A Dataset for Evaluating ASR on Specialized Vocabulary

Proceedings of the Fifteenth Language Resources and Evaluation Conference (LREC 2026)

Abstract

Evaluating the ability of Automatic Speech Recognition (ASR) models to transcribe specialized vocabulary remains a persistent challenge, as standard datasets predominantly feature common words and thus obscure weaknesses on rare or out-of-vocabulary (OOV) terms. To address this limitation, we introduce a linguistically curated bilingual dataset (English and Portuguese) comprising 13,846 utterances (18.7 hours) distributed across synthetic and literature-derived subsets, with OOV rates reaching up to 100%. We further propose a diagnostic evaluation framework that partitions recognition performance into Biased Word Error Rate (B-WER), targeting domain-specific jargon, and Unbiased Word Error Rate (U-WER), focusing on general vocabulary.
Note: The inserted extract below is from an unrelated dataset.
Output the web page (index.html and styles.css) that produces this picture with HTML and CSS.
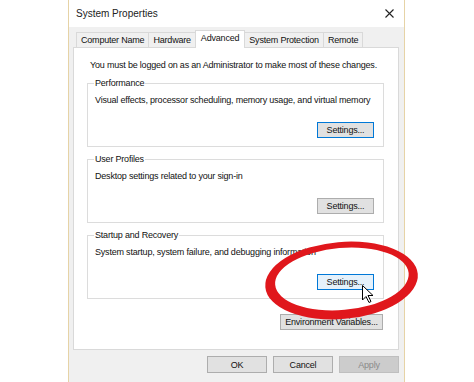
FILE: index.html
```html
<!DOCTYPE html>
<html lang="en">
<head>
    <meta charset="UTF-8">
    <meta name="viewport" content="width=device-width, initial-scale=1.0">
    <title>System Properties</title>
    <link rel="stylesheet" href="styles.css">
</head>
<body>
    <div class="window">
        <div class="titlebar">
            <span class="title">System Properties</span>
            <svg class="close" width="9" height="9" viewBox="0 0 9 9">
                <path d="M0.5 0.5 L8.5 8.5 M8.5 0.5 L0.5 8.5" stroke="#222" stroke-width="1.1" fill="none"/>
            </svg>
        </div>

        <div class="dialog">
            <div class="tabs">
                <div class="tab">Computer Name</div>
                <div class="tab">Hardware</div>
                <div class="tab active">Advanced</div>
                <div class="tab">System Protection</div>
                <div class="tab">Remote</div>
            </div>

            <div class="panel">
                <p class="notice">You must be logged on as an Administrator to make most of these changes.</p>

                <fieldset class="group">
                    <legend>Performance</legend>
                    <p>Visual effects, processor scheduling, memory usage, and virtual memory</p>
                    <div class="actions"><button class="btn default">Settings...</button></div>
                </fieldset>

                <fieldset class="group">
                    <legend>User Profiles</legend>
                    <p>Desktop settings related to your sign-in</p>
                    <div class="actions"><button class="btn">Settings...</button></div>
                </fieldset>

                <fieldset class="group">
                    <legend>Startup and Recovery</legend>
                    <p>System startup, system failure, and debugging information</p>
                    <div class="actions"><button class="btn hover">Settings...</button></div>
                </fieldset>

                <div class="env-row"><button class="btn env">Environment Variables...</button></div>
            </div>

            <div class="footer">
                <button class="btn big">OK</button>
                <button class="btn big">Cancel</button>
                <button class="btn big disabled">Apply</button>
            </div>
        </div>
    </div>

    <!-- red marker and mouse pointer drawn on top of the dialog -->
    <svg class="markup" width="474" height="382" viewBox="0 0 474 382">
        <path fill="#e0171c" fill-rule="evenodd" transform="rotate(-5 341.5 280)"
              d="M265 280.5 a76.5 38.5 0 1 0 153 0 a76.5 38.5 0 1 0 -153 0 Z
                 M275 279 a67 31 0 1 0 134 0 a67 31 0 1 0 -134 0 Z"/>
        <path d="M362.5 285.5 L362.5 300 L366 296.5 L369 302.5 L371 301.5 L368 295.5 L373 295.5 Z"
              fill="#fff" stroke="#000" stroke-width="1" stroke-linejoin="round"/>
    </svg>
</body>
</html>
```

FILE: styles.css
```css
body {
    margin: 0;
    background-color: #fff;
    font-family: "Liberation Sans", Arial, sans-serif;
    font-size: 9px;
    letter-spacing: -0.2px;
    color: #111;
    overflow: hidden;
    height: 382px;
}
p {
    white-space: nowrap;
}
.window {
    margin-left: 68px;
    width: 335px;
    height: 400px;
    border-left: 1px solid #e6d3a6;
    border-right: 1px solid #e6d3a6;
    background-color: #f0f0f0;
}
.titlebar {
    height: 27px;
    background-color: #fff;
    padding: 0 10px 0 7px;
    display: flex;
    align-items: center;
    justify-content: space-between;
}
.title {
    font-size: 10px;
    letter-spacing: 0;
    color: #222;
}
.dialog {
    padding: 3px 5px 0 4px;
}
.tabs {
    display: flex;
    align-items: flex-end;
    margin-left: 3px;
    height: 17px;
}
.tab {
    height: 14px;
    line-height: 14px;
    padding: 0 4px;
    border: 1px solid #d9d9d9;
    border-bottom: none;
    margin-right: -1px;
    background-color: #f0f0f0;
    white-space: nowrap;
}
.tab.active {
    height: 17px;
    line-height: 15px;
    background-color: #fff;
    position: relative;
    margin-bottom: -1px;
    padding: 0 5px;
    z-index: 1;
}
.panel {
    background-color: #fff;
    border: 1px solid #d9d9d9;
    padding: 11px 14px 19px 13px;
}
.notice {
    margin: 0 0 0 3px;
    line-height: 12px;
}
.group {
    margin: 6px 0 0 0;
    padding: 0 9px 8px 7px;
    border: 1px solid #dcdcdc;
}
.group legend {
    padding: 0 1px;
    margin-left: -1px;
    line-height: 12px;
}
.group p {
    margin: 5px 0 0 0;
    line-height: 12px;
}
.actions {
    display: flex;
    justify-content: flex-end;
    margin-top: 16px;
}
.btn {
    font-family: inherit;
    font-size: 9px;
    letter-spacing: -0.2px;
    color: #111;
    background-color: #e1e1e1;
    border: 1px solid #adadad;
    height: 16px;
    width: 57px;
    padding: 0;
    margin: 0;
}
.btn.default {
    border-color: #0078d7;
}
.btn.hover {
    background-color: #e5f1fb;
    border-color: #0078d7;
}
.env-row {
    display: flex;
    justify-content: flex-end;
    margin: 15px 1px 0 0;
}
.btn.env {
    width: 103px;
}
.footer {
    display: flex;
    justify-content: flex-end;
    gap: 6px;
    padding-top: 6px;
}
.btn.big {
    width: 60px;
    height: 17px;
}
.btn.disabled {
    background-color: #cccccc;
    border-color: #bfbfbf;
    color: #8a8a8a;
}
.markup {
    position: absolute;
    top: 0;
    left: 0;
    pointer-events: none;
}
```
Baseline evaluations using Whisper models (medium, large-v3, and large-v3-turbo) confirm the necessity of this framework. On the most challenging datasets, B-WER reaches 0.88–0.90, whereas U-WER remains as low as 0.06–0.19, demonstrating that conventional WER masks critical failure modes in jargon recognition. Additionally, an oracle upper bound experiment shows that providing correct jargon via prompting reduces B-WER by 0.50–0.70 absolute, quantifying the considerable potential for contextual biasing. We release the datasets and evaluation scripts as a reproducible benchmark to foster research on domain-aware contextual biasing and OOV handling in ASR systems.